Folding backgammon board

DATE:
19th century
MATERIAL AND TECHNIQUE:
Wood, ivory, and cord
CLASSIFICATION:
Tools and Equipment
DIMENSIONS:
Overall (open): 7 7/16 x 14 7/8 x 21 1/8 in. (18.893 x 37.783 x 53.658 cm) Overall (closed): 5 1/4 x 21 x 5 3/8 in. (13.335 x 53.34 x 13.653 cm)
DEPARTMENT:
Arts of Asia
LOCATION:
303 ISLAMIC GALLERY
CREDIT LINE:
Dallas Museum of Art, gift of David T. Owsley
COPYRIGHT:
Image courtesy Dallas Museum of Art
OBJECT NUMBER:
2017.35.8

General Description

This inlaid ivory backgammon board has three small wooden figures inside, which the winner of the game could make pop up by pulling cords attached to them. Images of women framed by cartouches embellish its surface along with intricate geometric patterns. The board folds to a small size, making it suitable for traveling.

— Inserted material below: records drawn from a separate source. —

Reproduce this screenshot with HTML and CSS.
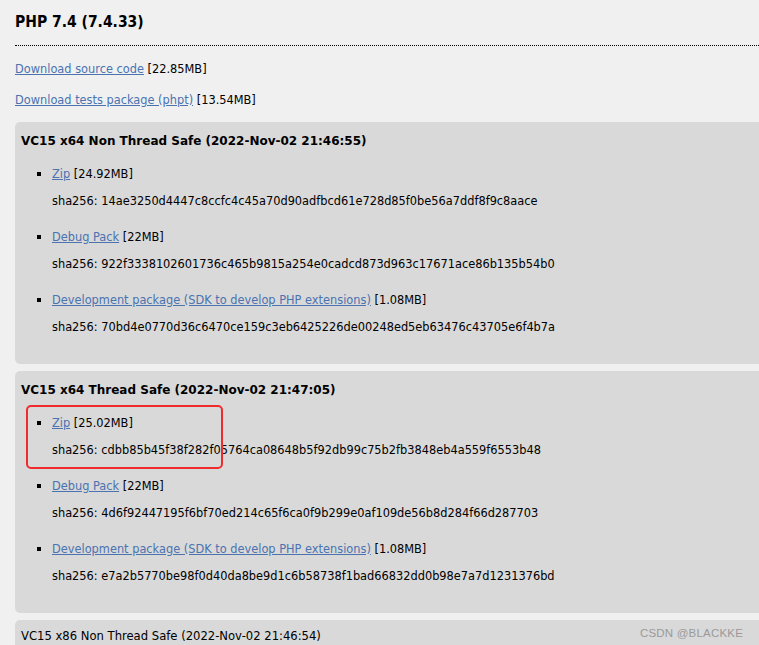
FILE: index.html
```html
<!DOCTYPE html>
<html>
<head>
<meta charset="utf-8">
<link rel="stylesheet" href="styles.css">
</head>
<body>
<div class="page">
  <h3 class="title">PHP 7.4 (7.4.33)</h3>
  <div class="rule"></div>
  <p class="dl"><a href="#">Download source code</a> [22.85MB]</p>
  <p class="dl"><a href="#">Download tests package (phpt)</a> [13.54MB]</p>

  <div class="entry">
    <h4 class="entry-title">VC15 x64 Non Thread Safe (2022-Nov-02 21:46:55)</h4>
    <ul class="files">
      <li class="file"><div class="name"><a href="#">Zip</a> [24.92MB]</div><div class="sum">sha256: 14ae3250d4447c8ccfc4c45a70d90adfbcd61e728d85f0be56a7ddf8f9c8aace</div></li>
      <li class="file"><div class="name"><a href="#">Debug Pack</a> [22MB]</div><div class="sum">sha256: 922f3338102601736c465b9815a254e0cadcd873d963c17671ace86b135b54b0</div></li>
      <li class="file"><div class="name"><a href="#">Development package (SDK to develop PHP extensions)</a> [1.08MB]</div><div class="sum">sha256: 70bd4e0770d36c6470ce159c3eb6425226de00248ed5eb63476c43705e6f4b7a</div></li>
    </ul>
  </div>

  <div class="entry">
    <h4 class="entry-title">VC15 x64 Thread Safe (2022-Nov-02 21:47:05)</h4>
    <ul class="files">
      <li class="file highlighted"><div class="name"><a href="#">Zip</a> [25.02MB]</div><div class="sum">sha256: cdbb85b45f38f282f05764ca08648b5f92db99c75b2fb3848eb4a559f6553b48</div><span class="mark"></span></li>
      <li class="file"><div class="name"><a href="#">Debug Pack</a> [22MB]</div><div class="sum">sha256: 4d6f92447195f6bf70ed214c65f6ca0f9b299e0af109de56b8d284f66d287703</div></li>
      <li class="file"><div class="name"><a href="#">Development package (SDK to develop PHP extensions)</a> [1.08MB]</div><div class="sum">sha256: e7a2b5770be98f0d40da8be9d1c6b58738f1bad66832dd0b98e7a7d1231376bd</div></li>
    </ul>
  </div>

  <div class="entry last">
    <h4 class="entry-title plain">VC15 x86 Non Thread Safe (2022-Nov-02 21:46:54)</h4>
  </div>
</div>
<div class="watermark">CSDN @BLACKKE</div>
</body>
</html>
```
FILE: styles.css
```css
html, body {
  margin: 0;
  padding: 0;
  background: #f0f0f0;
  overflow: hidden;
  height: 645px;
}
body {
  font-family: "DejaVu Sans Condensed", "DejaVu Sans", sans-serif;
  font-size: 12.65px;
  color: #000;
  position: relative;
}
.page {
  padding-left: 15px;
  width: 800px;
}
.title {
  margin: 0;
  padding-top: 10px;
  font-size: 15.5px;
  line-height: 24px;
  font-weight: bold;
}
.rule {
  margin-top: 11px;
  border-top: 1px dotted #000;
  height: 0;
}
.dl {
  margin: 13px 0 0;
  line-height: 20px;
}
.dl + .dl {
  margin-top: 11px;
}
a {
  color: #4a73b0;
  text-decoration: underline;
}
.entry {
  margin-top: 12px;
  background: #d9d9d9;
  border-radius: 5px;
  padding: 9px 0 27px 6px;
}
.entry + .entry {
  margin-top: 7px;
}
.entry-title {
  margin: 0;
  font-family: "DejaVu Sans", sans-serif;
  font-size: 12px;
  line-height: 20px;
  font-weight: bold;
}
.entry-title.plain {
  font-family: "DejaVu Sans Condensed", "DejaVu Sans", sans-serif;
  font-size: 12.9px;
  font-weight: normal;
}
.entry.last {
  padding-top: 6px;
}
.files {
  margin: 13px 0 0;
  padding: 0 0 0 31px;
  list-style: square;
}
.file {
  line-height: 20px;
  position: relative;
}
.file + .file {
  margin-top: 16px;
}
.sum {
  margin-top: 7px;
}
.mark {
  position: absolute;
  left: -26px;
  top: -8px;
  width: 193px;
  height: 60px;
  border: 2px solid #f02b2b;
  border-radius: 5px;
}
.watermark {
  position: absolute;
  right: 16px;
  bottom: 6px;
  font-family: "Liberation Sans", Arial, sans-serif;
  font-size: 11.5px;
  color: #9a9a9a;
  letter-spacing: 0.2px;
}
```
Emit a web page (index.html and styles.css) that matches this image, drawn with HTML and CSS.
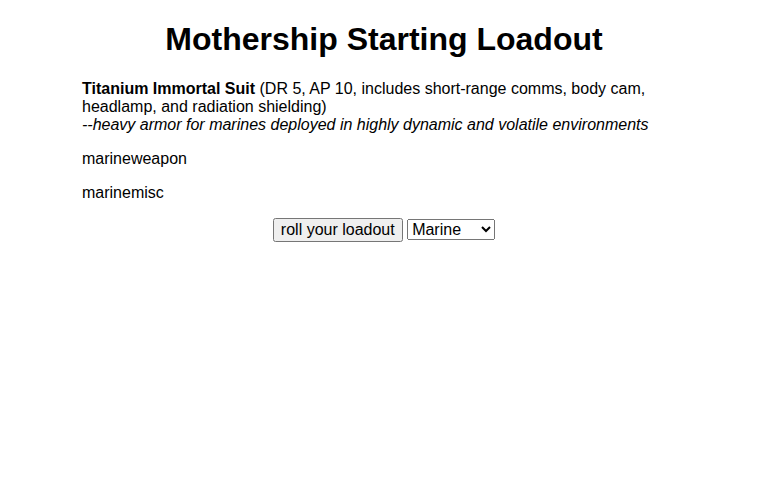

Games played with dice or movable pieces were well known in India from ancient times to the present. Chess, and other games such as Snakes and Ladders, were invented in India before spreading to other societies. Games played with dice are known from the great Indian epics, and dice were found in Indus Valley sites dating from 2500 to 1500 BCE. Backgammon, however, came to India from the Middle East and enjoyed popularity along with chess.

Adapted from

  • Anne Bromberg, Label text, 2003.

  • "Folding backgammon board" in The Arts of India, South East Asia, and the Himalayas, Anne R. Bromberg (Dallas: Dallas Museum of Art; New Haven: Yale University Press, 2013), 121.

Fun Facts

  • The three wooden figures that pop up from recessions in the board are modern replacements. The original figures would likely have been carved in ivory.